Now that you have compressed the table you can compare the size of the dataset before and after compression:


SELECT 
    pg_size_pretty(before_compression_total_bytes) as before,
    pg_size_pretty(after_compression_total_bytes) as after
 FROM hypertable_compression_stats('rides');

This shows a significant improvement in data usage:


before  | after  
---------+--------
1741 MB | 603 MB

Add a compression policy

To avoid running the compression step each time you have some data to compress you can set up a compression policy. The compression policy allows you to compress data that is older than a particular age, for example, to compress all chunks that are older than 8 days:


SELECT add_compression_policy('rides', INTERVAL '8 days');

Compression policies run on a regular schedule, by default once every day, which means that you might have up to 9 days of uncompressed data with the setting above.

You can find more information on compression policies in the add_compression_policy section.

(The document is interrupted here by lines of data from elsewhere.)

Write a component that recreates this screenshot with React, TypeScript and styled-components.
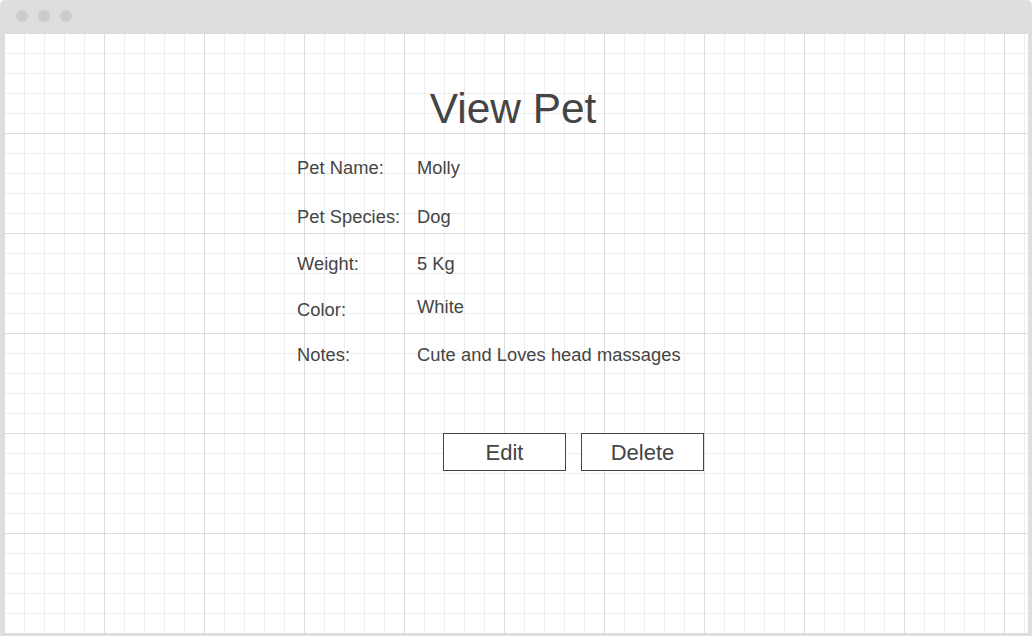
import React from "react";
import styled, { createGlobalStyle } from "styled-components";

const Global = createGlobalStyle`
  html, body { margin: 0; padding: 0; background: #ffffff; }
  body { font-family: "Liberation Sans", Arial, sans-serif; color: #444444; }
`;

const Window = styled.div`
  width: 1032px;
  height: 636px;
  box-sizing: border-box;
  background: #dedede;
  border-radius: 5px 5px 0 0;
  display: flex;
  flex-direction: column;
  padding: 0 4px 3px 4px;
`;

const TitleBar = styled.div`
  height: 33px;
  flex: none;
  display: flex;
  align-items: center;
  gap: 10px;
  padding-left: 12px;
  padding-bottom: 1px;
  box-sizing: border-box;
`;

const Dot = styled.span`
  width: 12px;
  height: 12px;
  border-radius: 50%;
  background: #cbcbcb;
`;

const Canvas = styled.main`
  flex: 1;
  background-color: #ffffff;
  background-image:
    linear-gradient(to right, #dcdcdc 1px, transparent 1px),
    linear-gradient(to bottom, #dcdcdc 1px, transparent 1px),
    linear-gradient(to right, #eeeeee 1px, transparent 1px),
    linear-gradient(to bottom, #eeeeee 1px, transparent 1px);
  background-size: 100px 100px, 100px 100px, 20px 20px, 20px 20px;
  display: flex;
  flex-direction: column;
`;

const Title = styled.h1`
  margin: 52px 0 0 0;
  font-size: 42.4px;
  line-height: 48px;
  font-weight: 400;
  text-align: center;
  color: #444444;
  padding-right: 6px;
`;

const Details = styled.section`
  margin-top: 24px;
  padding-left: 293px;
  display: flex;
  flex-direction: column;
`;

const Row = styled.div<{ $gap: number }>`
  display: grid;
  grid-template-columns: 120px auto;
  height: 21px;
  margin-top: ${(p) => p.$gap}px;
  font-size: 18.3px;
  line-height: 21px;
  letter-spacing: 0.05px;
`;

const Label = styled.span``;

const Value = styled.span<{ $lift?: number }>`
  position: relative;
  top: ${(p) => -(p.$lift ?? 0)}px;
`;

const Actions = styled.div`
  margin-top: 68px;
  padding-left: 439px;
  display: flex;
  gap: 15px;
`;

const Button = styled.button`
  width: 123px;
  height: 38px;
  box-sizing: border-box;
  border: 1px solid #444444;
  background: #ffffff;
  font-family: "Liberation Sans", Arial, sans-serif;
  font-size: 22px;
  color: #444444;
  padding: 2px 0 0 0;
  cursor: pointer;
`;

const rows = [
  { label: "Pet Name:", value: "Molly", gap: 0 },
  { label: "Pet Species:", value: "Dog", gap: 28 },
  { label: "Weight:", value: "5 Kg", gap: 26 },
  { label: "Color:", value: "White", gap: 25, lift: 3 },
  { label: "Notes:", value: "Cute and Loves head massages", gap: 24 },
];

export default function App() {
  return (
    <>
      <Global />
      <Window>
        <TitleBar>
          <Dot />
          <Dot />
          <Dot />
        </TitleBar>
        <Canvas>
          <Title>View Pet</Title>
          <Details>
            {rows.map((r) => (
              <Row key={r.label} $gap={r.gap}>
                <Label>{r.label}</Label>
                <Value $lift={r.lift}>{r.value}</Value>
              </Row>
            ))}
          </Details>
          <Actions>
            <Button>Edit</Button>
            <Button>Delete</Button>
          </Actions>
        </Canvas>
      </Window>
    </>
  );
}
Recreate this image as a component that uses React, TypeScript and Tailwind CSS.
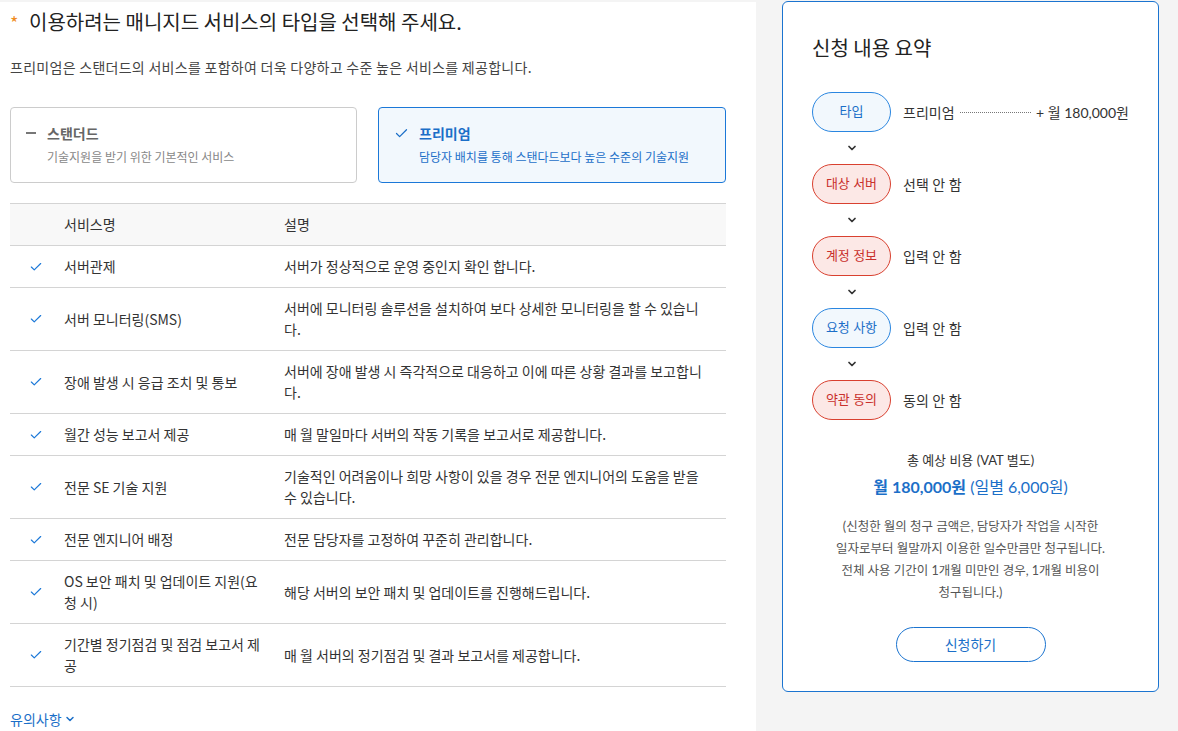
import { Check, ChevronDown } from "lucide-react";

type Service = {
  name: string;
  desc: string;
};

const services: Service[] = [
  { name: "서버관제", desc: "서버가 정상적으로 운영 중인지 확인 합니다." },
  { name: "서버 모니터링(SMS)", desc: "서버에 모니터링 솔루션을 설치하여 보다 상세한 모니터링을 할 수 있습니다." },
  { name: "장애 발생 시 응급 조치 및 통보", desc: "서버에 장애 발생 시 즉각적으로 대응하고 이에 따른 상황 결과를 보고합니다." },
  { name: "월간 성능 보고서 제공", desc: "매 월 말일마다 서버의 작동 기록을 보고서로 제공합니다." },
  { name: "전문 SE 기술 지원", desc: "기술적인 어려움이나 희망 사항이 있을 경우 전문 엔지니어의 도움을 받을 수 있습니다." },
  { name: "전문 엔지니어 배정", desc: "전문 담당자를 고정하여 꾸준히 관리합니다." },
  { name: "OS 보안 패치 및 업데이트 지원(요청 시)", desc: "해당 서버의 보안 패치 및 업데이트를 진행해드립니다." },
  { name: "기간별 정기점검 및 점검 보고서 제공", desc: "매 월 서버의 정기점검 및 결과 보고서를 제공합니다." },
];

type Step = {
  label: string;
  value: string;
  ok: boolean;
};

const steps: Step[] = [
  { label: "타입", value: "프리미엄", ok: true },
  { label: "대상 서버", value: "선택 안 함", ok: false },
  { label: "계정 정보", value: "입력 안 함", ok: false },
  { label: "요청 사항", value: "입력 안 함", ok: true },
  { label: "약관 동의", value: "동의 안 함", ok: false },
];

const kr = "font-['Noto_Sans_CJK_KR',sans-serif]";
const lato = "font-['Lato','Noto_Sans_CJK_KR',sans-serif]";

function Pill({ step }: { step: Step }) {
  return (
    <div
      className={
        step.ok
          ? "w-[79px] h-[40px] shrink-0 rounded-full border border-[#2a86e0] bg-[#f2f8fd] text-[#1b6fc8] flex items-center justify-center text-[13px]"
          : "w-[79px] h-[40px] shrink-0 rounded-full border border-[#d9402f] bg-[#fce8e6] text-[#c9302c] flex items-center justify-center text-[13px]"
      }
    >
      {step.label}
    </div>
  );
}

export default function App() {
  return (
    <div className={`w-[1178px] h-[731px] flex bg-[#f4f4f4] overflow-hidden ${kr}`}>
      {/* left */}
      <main className="w-[756px] mt-[2px] bg-white pl-[10px] pr-[30px]">
        <h1 className="pt-[5px] text-[20px] leading-[30px] text-[#222] flex">
          <span className="text-[#f08c1e] w-[19px] text-[18px]">*</span>
          이용하려는 매니지드 서비스의 타입을 선택해 주세요.
        </h1>
        <p className="mt-[20px] text-[14px] leading-[20px] text-[#444] tracking-[0.02em]">
          프리미엄은 스탠더드의 서비스를 포함하여 더욱 다양하고 수준 높은 서비스를 제공합니다.
        </p>

        <div className="mt-[30px] flex gap-[21px]">
          <div className="w-[347px] h-[76px] rounded-[4px] border border-[#cccccc] pl-[15px] pt-[15px]">
            <div className="flex items-center h-[20px]">
              <span className="w-[21px] flex items-center">
                <span className="block w-[10px] h-[2px] bg-[#777]" />
              </span>
              <span className="text-[14px] font-bold text-[#666]">스탠더드</span>
            </div>
            <p className="mt-[5px] pl-[21px] text-[12px] leading-[18px] text-[#888]">
              기술지원을 받기 위한 기본적인 서비스
            </p>
          </div>
          <div className="w-[348px] h-[76px] rounded-[4px] border border-[#1b78d8] bg-[#f2f8fd] pl-[15px] pt-[15px]">
            <div className="flex items-center h-[20px]">
              <span className="w-[25px] flex items-center text-[#1b6fc8]">
                <Check size={15} strokeWidth={2} />
              </span>
              <span className="text-[14px] font-bold text-[#1b6fc8]">프리미엄</span>
            </div>
            <p className="mt-[5px] pl-[25px] text-[12px] leading-[18px] text-[#1b6fc8]">
              담당자 배치를 통해 스탠다드보다 높은 수준의 기술지원
            </p>
          </div>
        </div>

        <table className="mt-[20px] w-[716px] border-collapse text-[14px] leading-[21px] text-[#333]">
          <thead>
            <tr className="bg-[#f8f8f8] border-t border-b border-[#d4d4d4]">
              <th className="w-[54px] p-0" />
              <th className="w-[220px] py-[10px] pr-[16px] text-left font-normal">서비스명</th>
              <th className="py-[10px] pr-[20px] text-left font-normal">설명</th>
            </tr>
          </thead>
          <tbody>
            {services.map((s) => (
              <tr key={s.name} className="border-b border-[#d4d4d4]">
                <td className="pl-[19px] py-[10px] align-middle text-[#1b78d8]">
                  <Check size={14} strokeWidth={2} />
                </td>
                <td className="py-[10px] pr-[16px] align-middle">{s.name}</td>
                <td className="py-[10px] pr-[20px] align-middle">{s.desc}</td>
              </tr>
            ))}
          </tbody>
        </table>

        <button className="mt-[22px] flex items-center gap-[2px] text-[14px] leading-[20px] text-[#1b6fc8]">
          유의사항
          <ChevronDown size={12} strokeWidth={3} />
        </button>
      </main>

      {/* right */}
      <aside className="flex-1 pl-[26px] pt-[1px]">
        <div className={`w-[377px] h-[691px] rounded-[6px] border border-[#1b74d0] bg-white px-[29px] pt-[31px] ${lato}`}>
          <h2 className={`text-[20px] leading-[30px] text-[#222] ${kr}`}>신청 내용 요약</h2>

          <div className="mt-[29px]">
            {steps.map((step, i) => (
              <div key={step.label}>
                {i > 0 && (
                  <div className="w-[79px] h-[32px] flex items-center justify-center text-[#333]">
                    <ChevronDown size={12} strokeWidth={3.5} />
                  </div>
                )}
                <div className="flex items-center h-[40px]">
                  <Pill step={step} />
                  <span className="ml-[12px] text-[14px] text-[#333]">{step.value}</span>
                  {i === 0 && (
                    <>
                      <span className="flex-1 mx-[5px] border-b border-dotted border-[#777]" />
                      <span className="text-[14px] text-[#333]">+ 월 180,000원</span>
                    </>
                  )}
                </div>
              </div>
            ))}
          </div>

          <div className="mt-[30px] text-center">
            <p className="text-[13px] leading-[20px] text-[#333]">총 예상 비용 (VAT 별도)</p>
            <p className="mt-[5px] text-[16px] leading-[24px] text-[#1b6fc8]">
              <span className="font-bold">월 180,000원</span> (일별 6,000원)
            </p>
            <p className="mt-[17px] text-[12.5px] leading-[22px] text-[#555]">
              (신청한 월의 청구 금액은, 담당자가 작업을 시작한
              <br />
              일자로부터 월말까지 이용한 일수만큼만 청구됩니다.
              <br />
              전체 사용 기간이 1개월 미만인 경우, 1개월 비용이
              <br />
              청구됩니다.)
            </p>
            <button className="mt-[23px] w-[150px] h-[35px] rounded-full border border-[#1b74d0] text-[14px] text-[#1b6fc8]">
              신청하기
            </button>
          </div>
        </div>
      </aside>
    </div>
  );
}
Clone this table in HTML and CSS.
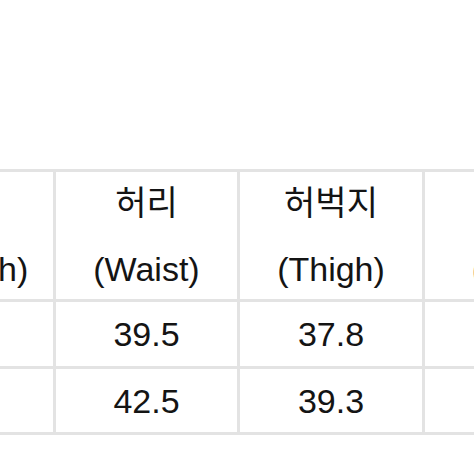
FILE: index.html
```html
<!DOCTYPE html>
<html lang="ko">
<head>
<meta charset="utf-8">
<link rel="stylesheet" href="styles.css">
</head>
<body>
<div class="size-table">
  <div class="cell head"><span class="line">총장</span><span class="line">(Length)</span></div>
  <div class="cell head"><span class="line">허리</span><span class="line">(Waist)</span></div>
  <div class="cell head"><span class="line">허벅지</span><span class="line">(Thigh)</span></div>
  <div class="cell head"><span class="line">밑위</span><span class="line">(Rise)</span></div>
  <div class="cell head"><span class="line">밑단</span><span class="line">(Hem)</span></div>

  <div class="cell">100</div>
  <div class="cell">39.5</div>
  <div class="cell">37.8</div>
  <div class="cell">31</div>
  <div class="cell">27</div>

  <div class="cell">102</div>
  <div class="cell">42.5</div>
  <div class="cell">39.3</div>
  <div class="cell">32</div>
  <div class="cell">28</div>
</div>
</body>
</html>
```
FILE: styles.css
```css
html, body {
  margin: 0;
  padding: 0;
  background: #ffffff;
  overflow: hidden;
}

body {
  width: 474px;
  height: 474px;
  font-family: "Liberation Sans", "Noto Sans CJK KR", sans-serif;
  color: #141414;
}

.size-table {
  display: grid;
  grid-template-columns: 176px 181px 182px 184px 182px;
  grid-template-rows: 127px 64px 63px;
  gap: 3px;
  padding: 3px;
  background: #e3e3e3;
  width: max-content;
  margin: 169px 0 0 -126px;
}

.cell {
  background: #ffffff;
  display: flex;
  align-items: center;
  justify-content: center;
  font-size: 34px;
  line-height: 40px;
}

.head {
  flex-direction: column;
  gap: 26px;
}

.line {
  display: block;
  line-height: 40px;
  white-space: nowrap;
}
```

Taking advantage of query speedups

Previously, compression was set up to be segmented by vendor_id column value. This means fetching data by filtering or grouping on that column will be more efficient. Ordering is also set to time descending so if you run queries which try to order data with that ordering, you should see performance benefits.

For instance, if you run the query example from previous section:


SELECT rate_code, COUNT(vendor_id) AS num_trips
FROM rides
WHERE pickup_datetime < '2016-01-08'
GROUP BY rate_code
ORDER BY rate_code;

You should see a decent performance difference when the dataset is compressed and when is decompressed. Try it yourself by running the previous query, decompressing the dataset and running it again while timing the execution time. You can enable timing query times in psql by running:


\timing

To decompress the whole dataset, run:


SELECT decompress_chunk(c) from show_chunks('rides') c;

On an example setup, speedup performance observed was pretty significant, 700 ms when compressed vs 1,2 sec when decompressed.

Try it yourself and see what you get!